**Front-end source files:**
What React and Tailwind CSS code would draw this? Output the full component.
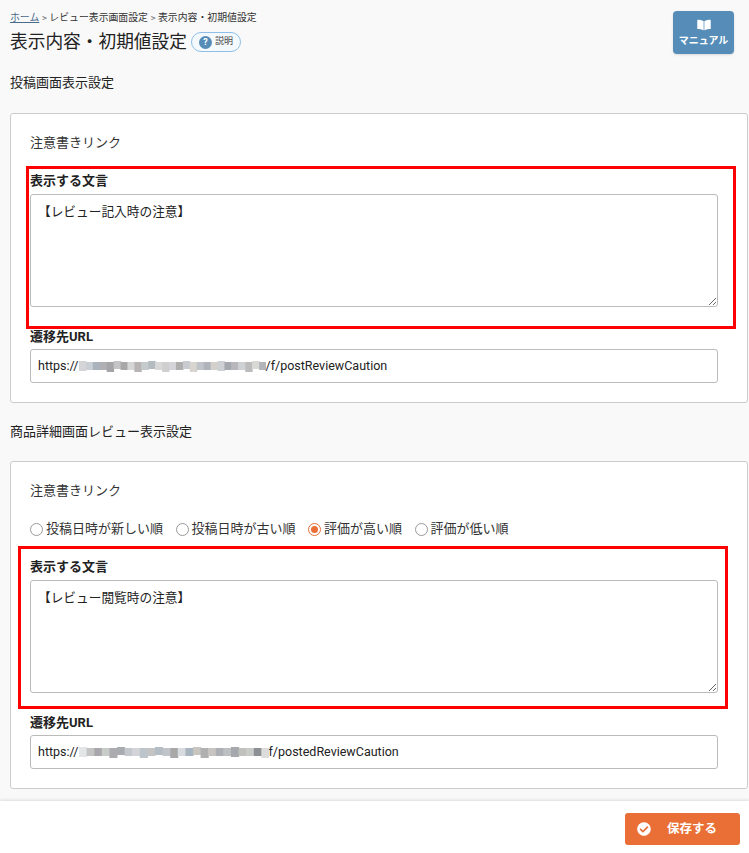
import { FaBookOpen, FaCheckCircle } from "react-icons/fa";

const font = "font-['Roboto','Noto_Sans_CJK_JP',sans-serif]";

const blur1 = ["#d5d5d8","#c9cfd4","#a9b2bd","#b0b0b4","#a5a5a8","#c5c5c8","#a8a8a8","#d6d6d6","#b8b4b4","#c5cacc","#b4bcc0","#d8d8d8","#cfcfcf","#d4d4d8","#aeaeae","#c8ccd0","#d8d4cf","#c0c4c8","#b0b4ba","#d4d0cc","#cdd0d4","#a5a8ae","#b8b8bc","#cfd2d4","#bcbcbc","#d8d8d4","#b2b6ba"];
const blur2 = ["#e2e6e6","#c4c4c4","#a8a8ac","#c8ccc8","#acacb0","#a8acb0","#c4c8cc","#d4d4d8","#bcc4cc","#c4c4c4","#b4bcc4","#c0c4c8","#a8a8a8","#d8dce0","#a8b4c0","#c8c4c0","#b0b0b0","#c8c4c4","#acb0b4","#bcc0c0","#a4a8ac","#c0c0bc","#c8ccc8","#8c9094","#dcdcdc"];

function Mosaic({ colors, width }) {
  return (
    <svg width={width} height="14" className="inline-block align-[-2px] blur-[0.6px]">
      {colors.map((c, i) => (
        <rect key={i} x={(i * width) / colors.length} y={i % 5 == 0 ? 2 : 3} width={width / colors.length + 0.5} height={i % 4 == 0 ? 10 : 8} fill={c} />
      ))}
    </svg>
  );
}

function Radio({ label, checked }) {
  return (
    <label className="flex items-center gap-[3px]">
      <span className={`w-[13px] h-[13px] rounded-full border flex items-center justify-center bg-white ${checked ? "border-[#e96f36]" : "border-[#999]"}`}>
        {checked && <span className="w-[7px] h-[7px] rounded-full bg-[#e96f36]" />}
      </span>
      {label}
    </label>
  );
}

function Field({ text, children, boxClass }) {
  return (
    <>
      <div className="relative pt-[7px]">
        <div className="font-bold text-[13px] leading-[13px] text-[#222]">表示する文言</div>
        <textarea
          defaultValue={text}
          className="block w-full h-[113px] mt-[7px] px-[7px] py-[8px] bg-white border border-[#bbb] rounded-[3px] text-[12.7px] leading-[18px] text-[#222] outline-none"
        />
        <div className={`absolute border-[3px] border-[#f00] pointer-events-none ${boxClass}`} />
      </div>
      <div className="font-bold text-[13px] leading-[13px] text-[#222] mt-[23px]">遷移先URL</div>
      {children}
    </>
  );
}

function UrlBox({ children }) {
  return (
    <div className="h-[34px] mt-[6px] px-[7px] flex items-center bg-white border border-[#bbb] rounded-[3px] text-[12.5px] text-[#222] whitespace-nowrap">
      {children}
    </div>
  );
}

export default function App() {
  return (
    <div className={`${font} h-screen flex flex-col overflow-hidden bg-[#f9f9f9] text-[#222]`}>
      <div className="flex-1 min-h-0 pl-[10px] pr-[1px]">
        <div className="flex justify-between items-start h-[66px] pt-[11px] pr-[14px]">
          <div className="mt-[1px]">
            <div className="text-[9.87px] leading-[12px] text-[#333] whitespace-nowrap">
              <a className="underline text-[#4a6a8a]">ホーム</a>
              <span className="text-[#777]"> &gt; </span>レビュー表示画面設定
              <span className="text-[#777]"> &gt; </span>表示内容・初期値設定
            </div>
            <div className="flex items-center mt-[5px] h-[26px]">
              <h1 className="text-[17.7px] font-normal leading-[26px]">表示内容・初期値設定</h1>
              <span className="ml-[4px] w-[50px] h-[20px] rounded-full border border-[#8fbfe6] bg-[#f4f9fd] flex items-center justify-center gap-[3px] text-[9px] text-[#444]">
                <span className="w-[13px] h-[13px] rounded-full bg-[#568db8] text-white font-bold text-[9px] leading-[13px] text-center">?</span>
                説明
              </span>
            </div>
          </div>
          <div className="w-[61px] h-[43px] rounded-[4px] bg-[#568db8] shadow-sm text-white flex flex-col items-center justify-center gap-[4px]">
            <FaBookOpen className="w-[14px] h-[12px]" />
            <span className="text-[10px] leading-[12px] font-bold">マニュアル</span>
          </div>
        </div>

        <h2 className="text-[13px] font-normal leading-[34px] h-[47px]">投稿画面表示設定</h2>

        <section className="h-[290px] bg-white border border-[#ccc] rounded-[3px] pl-[19px] pr-[29px] pt-[20px]">
          <div className="text-[13px] leading-[18px] text-[#333]">注意書きリンク</div>
          <div className="mt-[15px]">
            <Field text="【レビュー記入時の注意】" boxClass="-left-[4px] -right-[18px] -top-[1px] -bottom-[22px]">
              <UrlBox>
                https://
                <Mosaic colors={blur1} width={187} />
                /f/postReviewCaution
              </UrlBox>
            </Field>
          </div>
        </section>

        <h2 className="text-[13px] font-normal leading-[58px] h-[58px]">商品詳細画面レビュー表示設定</h2>

        <section className="h-[328px] bg-white border border-[#ccc] rounded-[3px] pl-[19px] pr-[29px] pt-[20px]">
          <div className="text-[13px] leading-[18px] text-[#333]">注意書きリンク</div>
          <div className="flex gap-[12.5px] mt-[20px] h-[18px] text-[13px] text-[#333]">
            <Radio label="投稿日時が新しい順" />
            <Radio label="投稿日時が古い順" />
            <Radio label="評価が高い順" checked />
            <Radio label="評価が低い順" />
          </div>
          <div className="mt-[15px]">
            <Field text="【レビュー閲覧時の注意】" boxClass="-left-[12px] -right-[10px] -top-[7px] -bottom-[16px]">
              <UrlBox>
                https://
                <Mosaic colors={blur2} width={190} />
                f/postedReviewCaution
              </UrlBox>
            </Field>
          </div>
        </section>
      </div>

      <footer className="h-[52px] shrink-0 bg-white shadow-[0_-1px_3px_rgba(0,0,0,0.12)] flex justify-end items-center pr-[9px]">
        <button className="w-[115px] h-[32px] mt-[4px] rounded-[3px] bg-[#e96f36] text-white text-[12.5px] font-bold flex items-center pl-[12px]">
          <FaCheckCircle className="w-[14px] h-[14px]" />
          <span className="ml-[16px]">保存する</span>
        </button>
      </footer>
    </div>
  );
}
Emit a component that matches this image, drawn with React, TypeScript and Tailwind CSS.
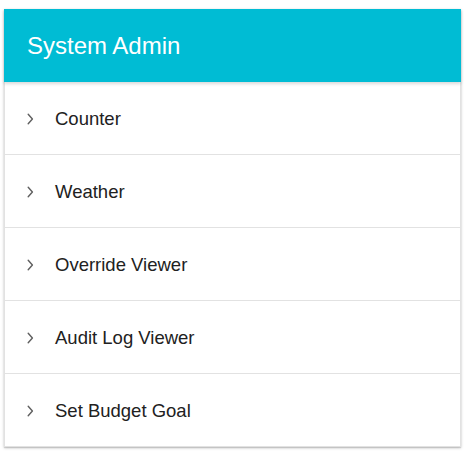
import React from "react";

const items = ["Counter", "Weather", "Override Viewer", "Audit Log Viewer", "Set Budget Goal"];

function Chevron() {
  return (
    <svg width="8" height="12" viewBox="0 0 8 12" className="shrink-0">
      <path d="M2.2 1.2 L6.4 6 L2.2 10.8" fill="none" stroke="#5f5f5f" strokeWidth="1.4" strokeLinecap="round" strokeLinejoin="round" />
    </svg>
  );
}

export default function App() {
  return (
    <div className="w-[474px] h-[460px] bg-white pt-[9px] pl-[4px]" style={{ fontFamily: '"Liberation Sans", Arial, sans-serif' }}>
      <div className="w-[457px] bg-white border-x border-b border-[#e2e2e2] shadow-[0_1px_3px_rgba(0,0,0,0.2),0_1px_1px_rgba(0,0,0,0.12)]">
        <div className="relative h-[73px] -mx-px bg-[#00bcd4] flex items-center pl-[23px] text-white text-[24px] shadow-[0_2px_3px_rgba(0,0,0,0.15)]">
          System Admin
        </div>
        {items.map((label, i) => (
          <div
            key={label}
            className={`flex items-center pl-[21px] pt-[1px] ${i > 0 ? "h-[73px] border-t border-[#e2e2e2]" : "h-[72px]"}`}
          >
            <Chevron />
            <span className="ml-[21px] text-[18.5px] text-[#212121]">{label}</span>
          </div>
        ))}
      </div>
    </div>
  );
}
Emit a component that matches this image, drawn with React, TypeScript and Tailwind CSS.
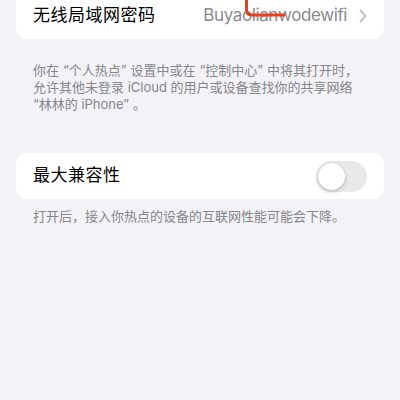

**GOAL:** Print out the material word for word, omitting the pictures.

**TASK ANSWER:**
What React and Tailwind CSS code would draw this? Output the full component.
import { FaBookOpen, FaCheckCircle } from "react-icons/fa";

const font = "font-['Roboto','Noto_Sans_CJK_JP',sans-serif]";

const blur1 = ["#d5d5d8","#c9cfd4","#a9b2bd","#b0b0b4","#a5a5a8","#c5c5c8","#a8a8a8","#d6d6d6","#b8b4b4","#c5cacc","#b4bcc0","#d8d8d8","#cfcfcf","#d4d4d8","#aeaeae","#c8ccd0","#d8d4cf","#c0c4c8","#b0b4ba","#d4d0cc","#cdd0d4","#a5a8ae","#b8b8bc","#cfd2d4","#bcbcbc","#d8d8d4","#b2b6ba"];
const blur2 = ["#e2e6e6","#c4c4c4","#a8a8ac","#c8ccc8","#acacb0","#a8acb0","#c4c8cc","#d4d4d8","#bcc4cc","#c4c4c4","#b4bcc4","#c0c4c8","#a8a8a8","#d8dce0","#a8b4c0","#c8c4c0","#b0b0b0","#c8c4c4","#acb0b4","#bcc0c0","#a4a8ac","#c0c0bc","#c8ccc8","#8c9094","#dcdcdc"];

function Mosaic({ colors, width }) {
  return (
    <svg width={width} height="14" className="inline-block align-[-2px] blur-[0.6px]">
      {colors.map((c, i) => (
        <rect key={i} x={(i * width) / colors.length} y={i % 5 == 0 ? 2 : 3} width={width / colors.length + 0.5} height={i % 4 == 0 ? 10 : 8} fill={c} />
      ))}
    </svg>
  );
}

function Radio({ label, checked }) {
  return (
    <label className="flex items-center gap-[3px]">
      <span className={`w-[13px] h-[13px] rounded-full border flex items-center justify-center bg-white ${checked ? "border-[#e96f36]" : "border-[#999]"}`}>
        {checked && <span className="w-[7px] h-[7px] rounded-full bg-[#e96f36]" />}
      </span>
      {label}
    </label>
  );
}

function Field({ text, children, boxClass }) {
  return (
    <>
      <div className="relative pt-[7px]">
        <div className="font-bold text-[13px] leading-[13px] text-[#222]">表示する文言</div>
        <textarea
          defaultValue={text}
          className="block w-full h-[113px] mt-[7px] px-[7px] py-[8px] bg-white border border-[#bbb] rounded-[3px] text-[12.7px] leading-[18px] text-[#222] outline-none"
        />
        <div className={`absolute border-[3px] border-[#f00] pointer-events-none ${boxClass}`} />
      </div>
      <div className="font-bold text-[13px] leading-[13px] text-[#222] mt-[23px]">遷移先URL</div>
      {children}
    </>
  );
}

function UrlBox({ children }) {
  return (
    <div className="h-[34px] mt-[6px] px-[7px] flex items-center bg-white border border-[#bbb] rounded-[3px] text-[12.5px] text-[#222] whitespace-nowrap">
      {children}
    </div>
  );
}

export default function App() {
  return (
    <div className={`${font} h-screen flex flex-col overflow-hidden bg-[#f9f9f9] text-[#222]`}>
      <div className="flex-1 min-h-0 pl-[10px] pr-[1px]">
        <div className="flex justify-between items-start h-[66px] pt-[11px] pr-[14px]">
          <div className="mt-[1px]">
            <div className="text-[9.87px] leading-[12px] text-[#333] whitespace-nowrap">
              <a className="underline text-[#4a6a8a]">ホーム</a>
              <span className="text-[#777]"> &gt; </span>レビュー表示画面設定
              <span className="text-[#777]"> &gt; </span>表示内容・初期値設定
            </div>
            <div className="flex items-center mt-[5px] h-[26px]">
              <h1 className="text-[17.7px] font-normal leading-[26px]">表示内容・初期値設定</h1>
              <span className="ml-[4px] w-[50px] h-[20px] rounded-full border border-[#8fbfe6] bg-[#f4f9fd] flex items-center justify-center gap-[3px] text-[9px] text-[#444]">
                <span className="w-[13px] h-[13px] rounded-full bg-[#568db8] text-white font-bold text-[9px] leading-[13px] text-center">?</span>
                説明
              </span>
            </div>
          </div>
          <div className="w-[61px] h-[43px] rounded-[4px] bg-[#568db8] shadow-sm text-white flex flex-col items-center justify-center gap-[4px]">
            <FaBookOpen className="w-[14px] h-[12px]" />
            <span className="text-[10px] leading-[12px] font-bold">マニュアル</span>
          </div>
        </div>

        <h2 className="text-[13px] font-normal leading-[34px] h-[47px]">投稿画面表示設定</h2>

        <section className="h-[290px] bg-white border border-[#ccc] rounded-[3px] pl-[19px] pr-[29px] pt-[20px]">
          <div className="text-[13px] leading-[18px] text-[#333]">注意書きリンク</div>
          <div className="mt-[15px]">
            <Field text="【レビュー記入時の注意】" boxClass="-left-[4px] -right-[18px] -top-[1px] -bottom-[22px]">
              <UrlBox>
                https://
                <Mosaic colors={blur1} width={187} />
                /f/postReviewCaution
              </UrlBox>
            </Field>
          </div>
        </section>

        <h2 className="text-[13px] font-normal leading-[58px] h-[58px]">商品詳細画面レビュー表示設定</h2>

        <section className="h-[328px] bg-white border border-[#ccc] rounded-[3px] pl-[19px] pr-[29px] pt-[20px]">
          <div className="text-[13px] leading-[18px] text-[#333]">注意書きリンク</div>
          <div className="flex gap-[12.5px] mt-[20px] h-[18px] text-[13px] text-[#333]">
            <Radio label="投稿日時が新しい順" />
            <Radio label="投稿日時が古い順" />
            <Radio label="評価が高い順" checked />
            <Radio label="評価が低い順" />
          </div>
          <div className="mt-[15px]">
            <Field text="【レビュー閲覧時の注意】" boxClass="-left-[12px] -right-[10px] -top-[7px] -bottom-[16px]">
              <UrlBox>
                https://
                <Mosaic colors={blur2} width={190} />
                f/postedReviewCaution
              </UrlBox>
            </Field>
          </div>
        </section>
      </div>

      <footer className="h-[52px] shrink-0 bg-white shadow-[0_-1px_3px_rgba(0,0,0,0.12)] flex justify-end items-center pr-[9px]">
        <button className="w-[115px] h-[32px] mt-[4px] rounded-[3px] bg-[#e96f36] text-white text-[12.5px] font-bold flex items-center pl-[12px]">
          <FaCheckCircle className="w-[14px] h-[14px]" />
          <span className="ml-[16px]">保存する</span>
        </button>
      </footer>
    </div>
  );
}
Emit a component that matches this image, drawn with React, TypeScript and Tailwind CSS.
import React from "react";

const items = ["Counter", "Weather", "Override Viewer", "Audit Log Viewer", "Set Budget Goal"];

function Chevron() {
  return (
    <svg width="8" height="12" viewBox="0 0 8 12" className="shrink-0">
      <path d="M2.2 1.2 L6.4 6 L2.2 10.8" fill="none" stroke="#5f5f5f" strokeWidth="1.4" strokeLinecap="round" strokeLinejoin="round" />
    </svg>
  );
}

export default function App() {
  return (
    <div className="w-[474px] h-[460px] bg-white pt-[9px] pl-[4px]" style={{ fontFamily: '"Liberation Sans", Arial, sans-serif' }}>
      <div className="w-[457px] bg-white border-x border-b border-[#e2e2e2] shadow-[0_1px_3px_rgba(0,0,0,0.2),0_1px_1px_rgba(0,0,0,0.12)]">
        <div className="relative h-[73px] -mx-px bg-[#00bcd4] flex items-center pl-[23px] text-white text-[24px] shadow-[0_2px_3px_rgba(0,0,0,0.15)]">
          System Admin
        </div>
        {items.map((label, i) => (
          <div
            key={label}
            className={`flex items-center pl-[21px] pt-[1px] ${i > 0 ? "h-[73px] border-t border-[#e2e2e2]" : "h-[72px]"}`}
          >
            <Chevron />
            <span className="ml-[21px] text-[18.5px] text-[#212121]">{label}</span>
          </div>
        ))}
      </div>
    </div>
  );
}
Emit a component that matches this image, drawn with React, TypeScript and Tailwind CSS.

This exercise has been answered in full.